Surprising Facts You Might Have Missed
- The One Piece Connection: People often think Mashima was an assistant to Eiichiro Oda (One Piece creator) because their early styles are similar. He wasn't. They both just happened to be influenced by Akira Toriyama.
- The Plue Factor: The weird little shivering dog thing, Plue, isn't just a Fairy Tail mascot. He was a main character in Mashima’s previous work, Rave Master.
- The Voice Cast: Todd Haberkorn and Cherami Leigh (the English VOs for Natsu and Lucy) have such chemistry that they’ve become staples of the con circuit, often credited with helping the show explode in the West.
Navigating the Watch Order
If you're jumping into the Fairy Tail anime TV show for the first time, don't just watch the series. You’ll miss context.
Start with the original series (2009-2013). Somewhere around episode 125, you might want to watch the movie Phoenix Priestess, though it's technically a standalone. The real "must-watch" is Dragon Cry, which takes place between the Avatar arc and the final season. It has some of the best animation the franchise has ever seen and provides some necessary foreshadowing for Natsu’s true nature.

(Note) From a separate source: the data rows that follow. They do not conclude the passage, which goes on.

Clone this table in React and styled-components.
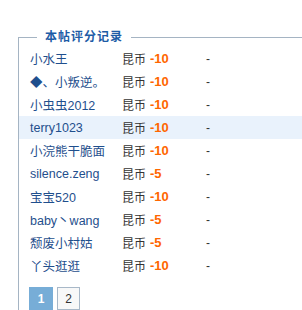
import React from "react";
import styled, { createGlobalStyle } from "styled-components";

const rates = [
  { name: "小水王", score: -10 },
  { name: "◆、小叛逆。", score: -10 },
  { name: "小虫虫2012", score: -10 },
  { name: "terry1023", score: -10, active: true },
  { name: "小浣熊干脆面", score: -10 },
  { name: "silence.zeng", score: -5 },
  { name: "宝宝520", score: -10 },
  { name: "baby丶wang", score: -5 },
  { name: "颓废小村姑", score: -5 },
  { name: "丫头逛逛", score: -10 },
];

const Global = createGlobalStyle`
  body {
    margin: 0;
    background: #fff;
    font-family: "Liberation Sans", "Noto Sans CJK SC", sans-serif;
    font-size: 12px;
  }
`;

const Box = styled.fieldset`
  margin: 29px 0 0 18px;
  padding: 2px 0 0 0;
  border: 0;
  border-top: 1px solid #a5b4c3;
  border-left: 1px solid #a5b4c3;
  min-width: 0;
`;

const Title = styled.legend`
  margin-left: 18px;
  padding: 0 8px;
  font-size: 12px;
  line-height: 16px;
  font-weight: bold;
  color: #1d5ca6;
  letter-spacing: 1px;
`;

const Row = styled.div`
  display: grid;
  grid-template-columns: 92px 28px 56px 1fr;
  align-items: center;
  height: 23px;
  padding-left: 11px;
  background: ${(p) => (p.$active ? "#e9f2fc" : "transparent")};
`;

const Name = styled.a`
  color: #1f4f8d;
  text-decoration: none;
  white-space: nowrap;
  font-size: 12.5px;
`;

const Unit = styled.span`
  color: #333;
`;

const Score = styled.span`
  color: #ff6600;
  font-weight: bold;
  font-size: 13px;
`;

const Note = styled.span`
  color: #333;
`;

const Pager = styled.div`
  display: flex;
  gap: 4px;
  padding: 10px 0 0 10px;
`;

const Page = styled.span`
  box-sizing: border-box;
  width: ${(p) => (p.$current ? "24px" : "23px")};
  height: 23px;
  display: flex;
  align-items: center;
  justify-content: center;
  font-size: 12px;
  color: ${(p) => (p.$current ? "#fff" : "#333")};
  font-weight: ${(p) => (p.$current ? "bold" : "normal")};
  background: ${(p) => (p.$current ? "#77add7" : "#f8f8f8")};
  border: ${(p) => (p.$current ? "none" : "1px solid #a8b8c8")};
`;

export default function App() {
  return (
    <>
      <Global />
      <Box>
        <Title>本帖评分记录</Title>
        {rates.map((r) => (
          <Row key={r.name} $active={r.active}>
            <Name href="#">{r.name}</Name>
            <Unit>昆币</Unit>
            <Score>{r.score}</Score>
            <Note>-</Note>
          </Row>
        ))}
        <Pager>
          <Page $current>1</Page>
          <Page>2</Page>
        </Pager>
      </Box>
    </>
  );
}
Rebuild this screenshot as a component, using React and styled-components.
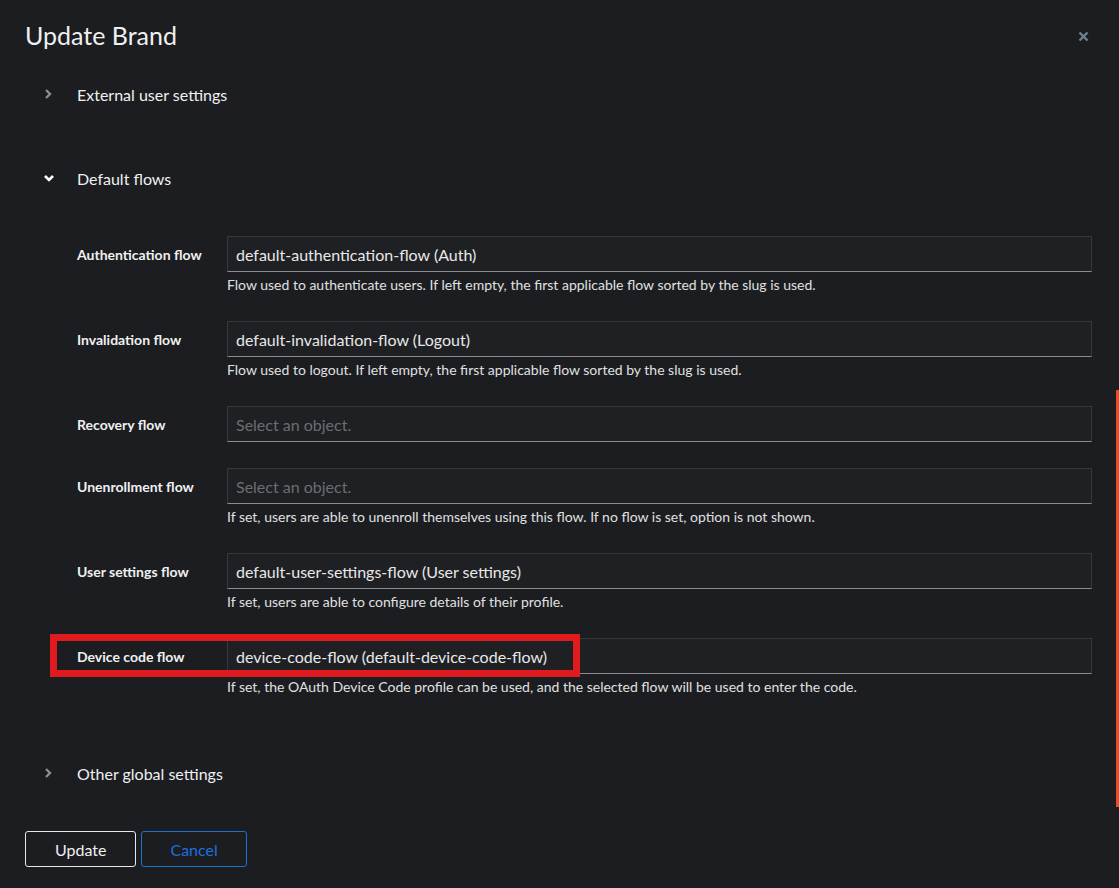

Avoid the filler if you're in a rush, but unlike Naruto, some of the filler here is actually fun. The "Daphne Arc" is widely considered the worst, but the "Key of the Starry Sky" arc was actually supervised by Mashima and is mostly treated as canon by the fans.
Final Actionable Insights for Fans and Newcomers
Watching a series with over 300 episodes is a massive time commitment. To get the most out of the experience, focus on these steps:
- Don't skip the music: Listen to the "Fairy Tail Main Theme" and "Erza no Theme" on a good pair of headphones. The production value in the audio is where the soul of the show lives.
- Watch the character arcs, not the power levels: If you try to calculate how Natsu beat a god, you’ll get a headache. Instead, look at why he’s fighting. The "why" is always more important than the "how" in this series.
- Check out the spin-offs: If you finish the main show, Fairy Tail Zero is an essential watch. It tells the origin of the guild and Mavis Vermillion. It’s shorter, tighter, and emotionally devastating.
- Bridge into 100 Years Quest: If the ending of the original TV show felt a bit rushed to you (and it was), the sequel series fixes many of those pacing issues and dives deeper into the lore of the Dragon Gods.
The Fairy Tail anime TV show isn't perfect, but it is deeply human. It’s a loud, messy, fire-breathing tribute to the idea that nobody has to be alone. As long as you have a guild, you have a home. That’s a message that doesn't age, no matter how many times the animation style changes.